Locate each line holding the string "index" and copy it.
Start Information shown
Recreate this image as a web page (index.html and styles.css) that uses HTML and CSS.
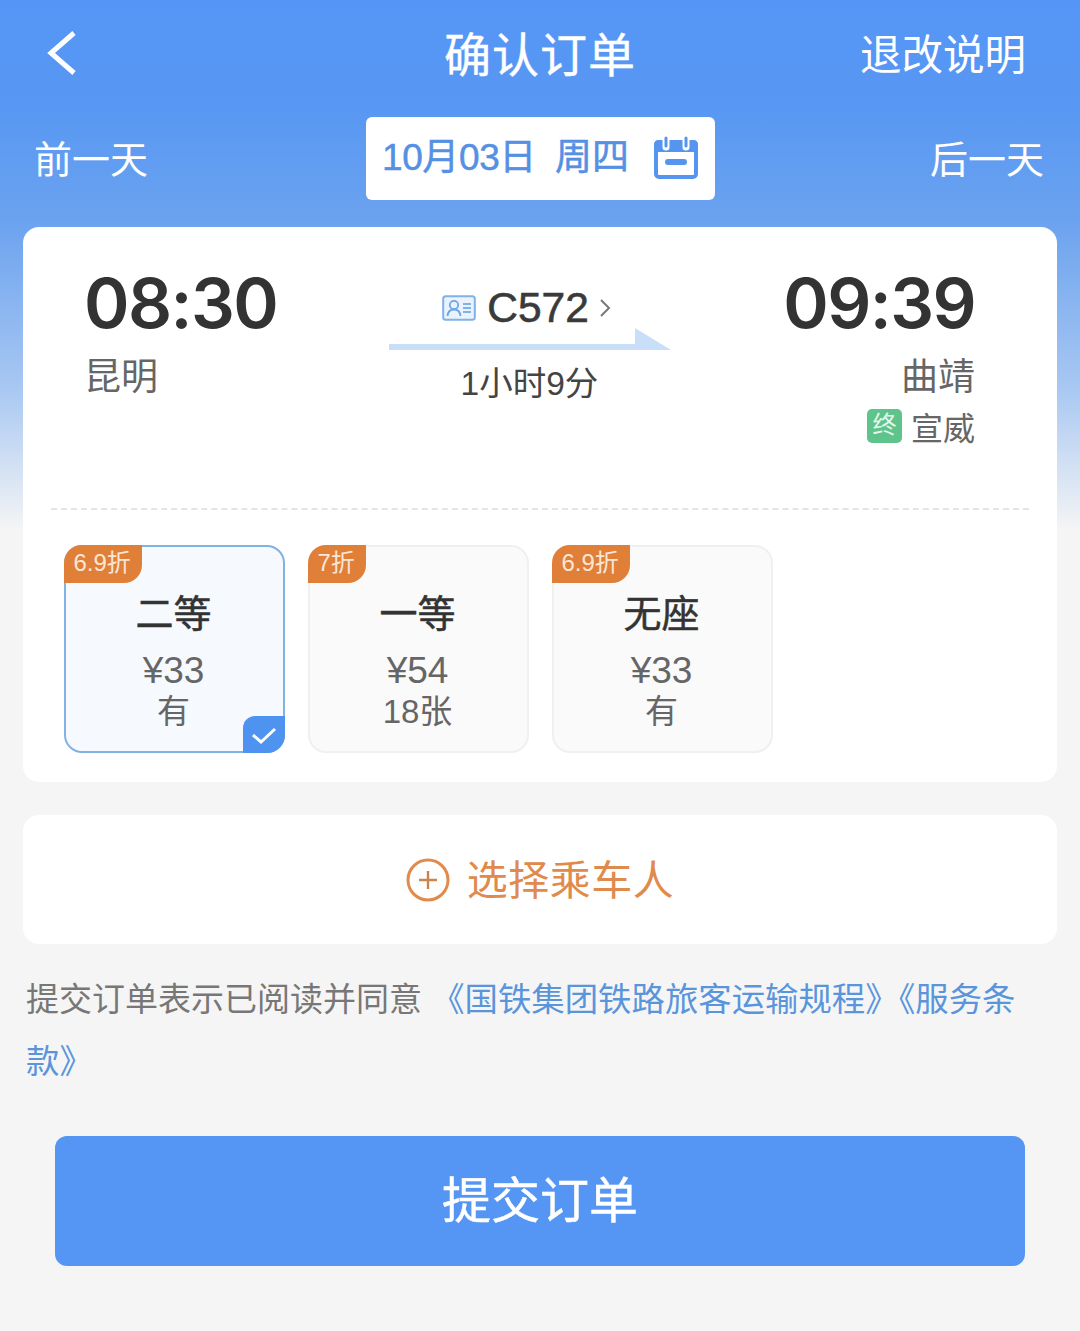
FILE: index.html
```html
<!DOCTYPE html>
<html lang="zh-CN">

<head>
    <meta charset="utf-8">
    <title>确认订单</title>
    <link rel="stylesheet" href="styles.css">
</head>

<body>
    <div class="page">
        <div class="top-nav">
            <svg class="back-icon" width="32" height="48" viewBox="0 0 32 48">
                <path d="M28 4 L5 24 L28 44" fill="none" stroke="#fff" stroke-width="5" />
            </svg>
            <div class="nav-title">确认订单</div>
            <div class="nav-link">退改说明</div>
        </div>

        <div class="date-row">
            <div class="date-side">前一天</div>
            <div class="date-box">
                <span class="date-text">10月03日</span>
                <span class="date-week">周四</span>
                <svg class="cal-icon" width="46" height="44" viewBox="0 0 46 44">
                    <rect x="3" y="6" width="40" height="35" rx="3" fill="#fff" stroke="#5595f0" stroke-width="4" />
                    <path d="M3 9 Q3 6 6 6 H40 Q43 6 43 9 V14 H3 Z" fill="#5595f0" stroke="#5595f0" stroke-width="4" stroke-linejoin="round" />
                    <path d="M13 3 V11 M33 3 V11" stroke="#fff" stroke-width="7" stroke-linecap="round" />
                    <path d="M13 2 V10 M33 2 V10" stroke="#5595f0" stroke-width="3" stroke-linecap="round" />
                    <rect x="12" y="23" width="22" height="6" rx="3" fill="#5595f0" />
                </svg>
            </div>
            <div class="date-side">后一天</div>
        </div>

        <div class="card train-card">
            <div class="train-info">
                <div class="station-col">
                    <div class="time">08:30</div>
                    <div class="station">昆明</div>
                </div>
                <div class="middle-col">
                    <div class="train-no">
                        <svg width="34" height="26" viewBox="0 0 34 26">
                            <rect x="1.2" y="1.2" width="31.6" height="23.6" rx="2.5" fill="#eaf3fd" stroke="#7fb2e8" stroke-width="2" />
                            <circle cx="12" cy="10" r="4.2" fill="none" stroke="#6ea6e6" stroke-width="1.8" />
                            <path d="M5.5 21 C6 16 9 14.5 12 14.5 C15 14.5 18 16 18.5 21" fill="none" stroke="#6ea6e6" stroke-width="1.8" />
                            <path d="M21 9 H29 M21 13 H29 M21 17 H29" stroke="#7fb2e8" stroke-width="1.8" />
                        </svg>
                        <span class="train-code">C572</span>
                        <svg width="12" height="22" viewBox="0 0 12 22">
                            <path d="M2 3 L10 11 L2 19" fill="none" stroke="#777" stroke-width="2" />
                        </svg>
                    </div>
                    <svg class="arrow" width="282" height="24" viewBox="0 0 282 24">
                        <path d="M0 16 H246 V0 L282 22 H0 Z" fill="#c9def8" />
                    </svg>
                    <div class="duration">1小时9分</div>
                </div>
                <div class="station-col end-col">
                    <div class="time">09:39</div>
                    <div class="station">曲靖</div>
                    <div class="terminal">
                        <span class="terminal-tag">终</span>
                        <span class="terminal-name">宣威</span>
                    </div>
                </div>
            </div>

            <div class="dash-line"></div>

            <div class="seat-list">
                <div class="seat seat-active">
                    <div class="seat-badge">6.9折</div>
                    <div class="seat-name">二等</div>
                    <div class="seat-price">¥33</div>
                    <div class="seat-left">有</div>
                    <div class="seat-check">
                        <svg width="26" height="20" viewBox="0 0 26 20">
                            <path d="M2 10 L10 17 L24 4" fill="none" stroke="#fff" stroke-width="3" />
                        </svg>
                    </div>
                </div>
                <div class="seat">
                    <div class="seat-badge">7折</div>
                    <div class="seat-name">一等</div>
                    <div class="seat-price">¥54</div>
                    <div class="seat-left">18张</div>
                </div>
                <div class="seat">
                    <div class="seat-badge">6.9折</div>
                    <div class="seat-name">无座</div>
                    <div class="seat-price">¥33</div>
                    <div class="seat-left">有</div>
                </div>
            </div>
        </div>

        <div class="card passenger-card">
            <svg width="44" height="44" viewBox="0 0 44 44">
                <circle cx="22" cy="22" r="20" fill="none" stroke="#e08a4c" stroke-width="3" />
                <path d="M22 13 V31 M13 22 H31" stroke="#c98550" stroke-width="2.4" />
            </svg>
            <span class="passenger-text">选择乘车人</span>
        </div>

        <p class="agreement">提交订单表示已阅读并同意 <a href="#">《国铁集团铁路旅客运输规程》《服务条</a><a href="#">款》</a></p>

        <div class="submit-btn">提交订单</div>
    </div>
</body>

</html>
```

FILE: styles.css
```css
* {
    box-sizing: border-box;
}

html, body {
    margin: 0;
    padding: 0;
}

body {
    font-family: "Liberation Sans", "Noto Sans CJK SC", sans-serif;
    background-color: #f5f5f5;
}

.page {
    width: 1080px;
    height: 1331px;
    overflow: hidden;
    background: linear-gradient(to bottom, #5595f5 0px, #5898f3 110px, #6ba2ef 220px, #a9c8f2 390px, #f5f5f5 530px);
}

.top-nav {
    position: relative;
    height: 106px;
    display: flex;
    align-items: center;
    justify-content: center;
    color: #fff;
}

.back-icon {
    position: absolute;
    left: 46px;
    top: 29px;
}

.nav-title {
    font-size: 47px;
    letter-spacing: 1px;
    margin-bottom: 4px;
    -webkit-text-stroke: 0.4px #fff;
}

.nav-link {
    position: absolute;
    right: 54px;
    top: 28px;
    font-size: 41.5px;
    line-height: 56px;
}

.date-row {
    height: 121px;
    padding: 11px 36px 0 34px;
    display: flex;
    justify-content: space-between;
    align-items: flex-start;
}

.date-side {
    color: #fff;
    font-size: 38px;
    line-height: 86px;
}

.date-box {
    width: 349px;
    height: 83px;
    margin-left: 3px;
    background-color: #fff;
    border-radius: 6px;
    color: #5590e4;
    display: flex;
    align-items: center;
    padding-left: 16px;
    font-size: 37px;
    -webkit-text-stroke: 0.5px #5590e4;
}

.date-text {
    letter-spacing: -0.4px;
    margin-bottom: 9px;
}

.date-week {
    margin-left: 19px;
    margin-bottom: 9px;
}

.cal-icon {
    margin-left: 24px;
    margin-bottom: 1px;
}

.card {
    background-color: #fff;
    border-radius: 16px;
    margin: 0 23px;
}

.train-card {
    height: 555px;
    padding: 0 28px;
}

.train-info {
    height: 281px;
    padding: 40px 54px 0 33px;
    display: flex;
    justify-content: space-between;
}

.station-col {
    width: 195px;
}

.end-col {
    text-align: right;
}

.time {
    font-family: Inter, "Liberation Sans", sans-serif;
    font-size: 69px;
    font-weight: 600;
    letter-spacing: -1.6px;
    line-height: 72px;
    color: #333;
    white-space: nowrap;
}

.station {
    font-size: 37px;
    line-height: 50px;
    margin-top: 14px;
    color: #666;
}

.terminal {
    display: flex;
    justify-content: flex-end;
    align-items: center;
    white-space: nowrap;
}

.terminal-tag {
    width: 35px;
    height: 34px;
    border-radius: 5px;
    background-color: #5fc48c;
    color: #e6f7ec;
    font-size: 24px;
    line-height: 32px;
    text-align: center;
}

.terminal-name {
    margin-left: 9px;
    font-size: 32px;
    color: #666;
}

.middle-col {
    width: 282px;
    text-align: center;
}

.train-no {
    display: flex;
    justify-content: center;
    align-items: center;
    height: 44px;
    margin-top: 19px;
    padding-right: 6px;
}

.train-code {
    margin-left: 11px;
    margin-right: 10px;
    font-size: 42.5px;
    color: #3a3a3a;
    -webkit-text-stroke: 0.6px #3a3a3a;
}

.arrow {
    display: block;
    margin-top: -2px;
}

.duration {
    font-size: 33.5px;
    line-height: 46px;
    margin-top: 9px;
    color: #444;
}

.dash-line {
    border-top: 2px dashed #e4e4e4;
}

.seat-list {
    display: flex;
    gap: 23px;
    padding: 35px 0 0 13px;
}

.seat {
    position: relative;
    width: 221px;
    height: 208px;
    border: 2px solid #f0f0f0;
    border-radius: 18px;
    background-color: #fafafa;
    text-align: center;
    padding: 41px 2px 0 0;
}

.seat-active {
    border-color: #82b2e4;
    background-color: #f6fafe;
}

.seat-badge {
    position: absolute;
    left: -2px;
    top: -2px;
    height: 38px;
    padding: 0 11px 0 9.5px;
    background-color: #e07f38;
    color: #fbe6d6;
    font-size: 24px;
    line-height: 36px;
    border-top-left-radius: 18px;
    border-bottom-right-radius: 18px;
}

.seat-name {
    font-size: 38px;
    line-height: 52px;
    color: #333;
    -webkit-text-stroke: 0.5px #333;
}

.seat-price {
    margin-top: 10px;
    font-size: 37px;
    line-height: 42px;
    color: #666;
}

.seat-left {
    font-size: 33px;
    line-height: 40px;
    color: #666;
}

.seat-check {
    position: absolute;
    right: -2px;
    bottom: -2px;
    width: 42px;
    height: 37px;
    background-color: #4f93f0;
    border-top-left-radius: 12px;
    border-bottom-right-radius: 18px;
    display: flex;
    align-items: center;
    justify-content: center;
}

.passenger-card {
    margin-top: 33px;
    height: 129px;
    display: flex;
    align-items: center;
    justify-content: center;
    gap: 17px;
}

.passenger-text {
    font-size: 41px;
    letter-spacing: 0.5px;
    padding-bottom: 6px;
    color: #e08a4c;
}

.agreement {
    margin: 25px 26px 0;
    font-size: 33px;
    line-height: 62px;
    color: #777;
    height: 130px;
}

.agreement a {
    font-size: 33.4px;
    color: #5a95dc;
    text-decoration: none;
}

.submit-btn {
    margin: 37px 55px 0;
    height: 130px;
    border-radius: 12px;
    background-color: #5595f3;
    color: #fff;
    font-size: 49px;
    line-height: 131px;
    text-align: center;
    -webkit-text-stroke: 0.5px #fff;
}
```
End Information shown
* **Exercise output**
Recreate this image as a web page (index.html and styles.css) that uses HTML and CSS.
FILE: index.html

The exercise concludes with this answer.